HUPX intraday market enables members to trade 15-minute intraday products on the Hungarian Power Exchange. An organized intraday market provides more opportunities for market players to reduce their need for imbalance energy, to optimize power generation closer in time to delivery and it is also appropriate for managing forecast errors or unforeseen power plant outages.

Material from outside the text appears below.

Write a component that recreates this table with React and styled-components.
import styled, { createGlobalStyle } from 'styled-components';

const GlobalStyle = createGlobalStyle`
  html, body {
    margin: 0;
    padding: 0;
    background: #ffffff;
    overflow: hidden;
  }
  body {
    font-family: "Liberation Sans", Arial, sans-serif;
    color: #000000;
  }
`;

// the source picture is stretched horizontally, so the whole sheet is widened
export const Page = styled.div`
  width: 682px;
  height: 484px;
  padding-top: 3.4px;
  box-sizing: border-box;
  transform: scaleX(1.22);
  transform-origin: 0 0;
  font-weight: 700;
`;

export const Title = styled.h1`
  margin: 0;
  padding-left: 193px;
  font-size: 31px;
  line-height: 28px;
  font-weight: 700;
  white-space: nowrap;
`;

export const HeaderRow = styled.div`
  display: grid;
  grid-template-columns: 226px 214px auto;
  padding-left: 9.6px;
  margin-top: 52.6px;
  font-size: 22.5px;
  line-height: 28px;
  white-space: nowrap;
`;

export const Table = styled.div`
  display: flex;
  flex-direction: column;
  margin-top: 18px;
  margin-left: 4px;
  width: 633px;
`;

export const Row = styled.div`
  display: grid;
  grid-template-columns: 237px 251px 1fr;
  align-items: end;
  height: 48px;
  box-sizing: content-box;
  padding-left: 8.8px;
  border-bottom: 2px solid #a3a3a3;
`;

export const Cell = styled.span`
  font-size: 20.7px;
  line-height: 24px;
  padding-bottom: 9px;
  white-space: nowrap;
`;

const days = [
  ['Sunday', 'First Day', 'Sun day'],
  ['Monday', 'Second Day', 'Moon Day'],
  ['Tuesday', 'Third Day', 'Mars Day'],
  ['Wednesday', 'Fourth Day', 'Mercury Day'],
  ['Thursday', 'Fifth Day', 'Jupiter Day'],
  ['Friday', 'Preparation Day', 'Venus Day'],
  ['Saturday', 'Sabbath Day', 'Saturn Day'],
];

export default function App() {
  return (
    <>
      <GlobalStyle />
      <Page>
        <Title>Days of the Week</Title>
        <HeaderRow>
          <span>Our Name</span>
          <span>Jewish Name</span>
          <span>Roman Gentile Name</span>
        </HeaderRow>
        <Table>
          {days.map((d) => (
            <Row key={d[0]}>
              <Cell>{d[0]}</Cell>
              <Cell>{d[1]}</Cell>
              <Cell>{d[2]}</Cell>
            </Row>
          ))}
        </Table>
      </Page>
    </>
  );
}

HUPX is also offering physically settled futures trading. This market provides weekly, monthly, quarterly and yearly baseload/peakload contracts. Since the fourth quarter of 2015 initiator transaction fee was reduced to 0 EUR/MWh, which contributed to a significant boost in the liquidity. The traded volumes jumped from 3 627,3 GWh in 2014 to 6 485,6 GWh in 2015. On 1 January 2016 HUPX PHF listed 31 members. In addition to the settlement of transactions concluded on the exchange, OTC transactions can be registered as well.

==Market coupling==
4M MC is an ATC-based day-ahead implicit allocation process striving on the compatibility with the EU target model while taking into account the fact that 4M solution is to be considered as an interim step before the Central Eastern European (“CEE”) regional solution. The primary target of the market coupling is to assure a deeper integration of regional power markets. The process aims at maximizing the energy flow from the low price area to the high price area by taking into account the available cross-border capacity. Consequently, price levels among the individual market areas converge. By this procedure, not only the security of supply can be increased but the price volatility on relevant power markets can be moderated and the power sale and purchase can become more effective.

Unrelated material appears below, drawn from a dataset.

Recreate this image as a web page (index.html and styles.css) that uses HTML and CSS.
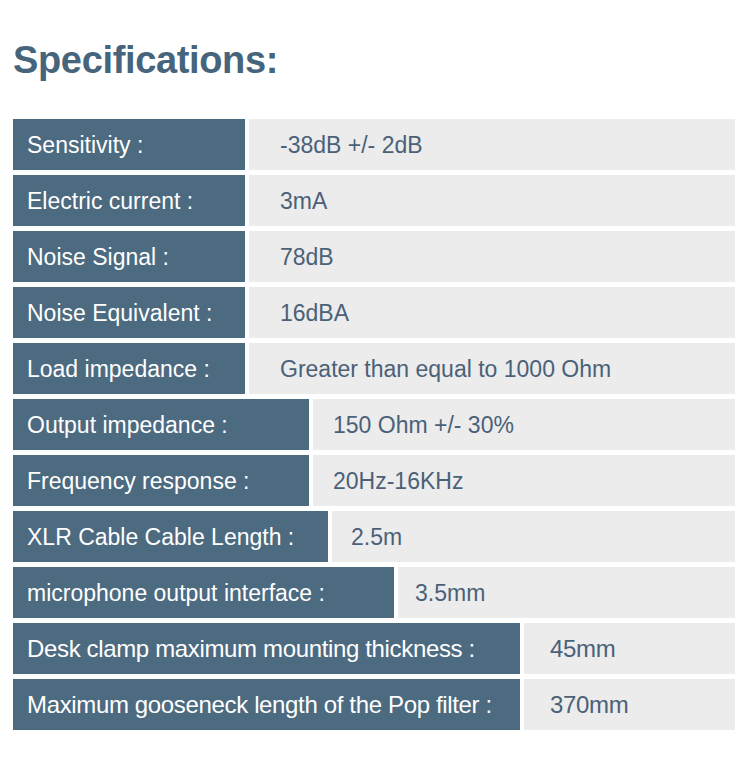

The Czech, Slovak, Hungarian and Romanian NRAs, TSOs and PXs jointly implemented the extension of CZ-SK-HU market coupling to Romanian day-ahead electricity market (4M MC)] on 19 November 2014 based on PCR solution.
==Type of HUPX members==
According to the prevailing regulations of the Hungarian Electric Energy Act, there are six types of entities that can become HUPX members:

- Electricity trader (with a valid electricity trading permit issued by the Hungarian Energy Office pursuant to section 88 of the Electric Energy Act);
- Universal service provider (with a valid universal service provision permit issued by the Hungarian Energy Office pursuant to section 90 of the Electric Energy Act);
- Consumer (on the base of point c of subsection 2 of section 56 of the Electric Energy Act);
- Producer (with a valid power plant or micro power plant operational permit issued by the Hungarian Energy Office pursuant to section 80 or 83 of the Electric Energy Act);
- Transmission system operator (with a valid transmission system operation permit issued by the Hungarian Energy Office pursuant to section 87 of the Electric Energy Act);
- Distribution System Operator (with a valid distribution system operation permit issued by the Hungarian Energy Office pursuant to section 84 of the Electric Energy Act).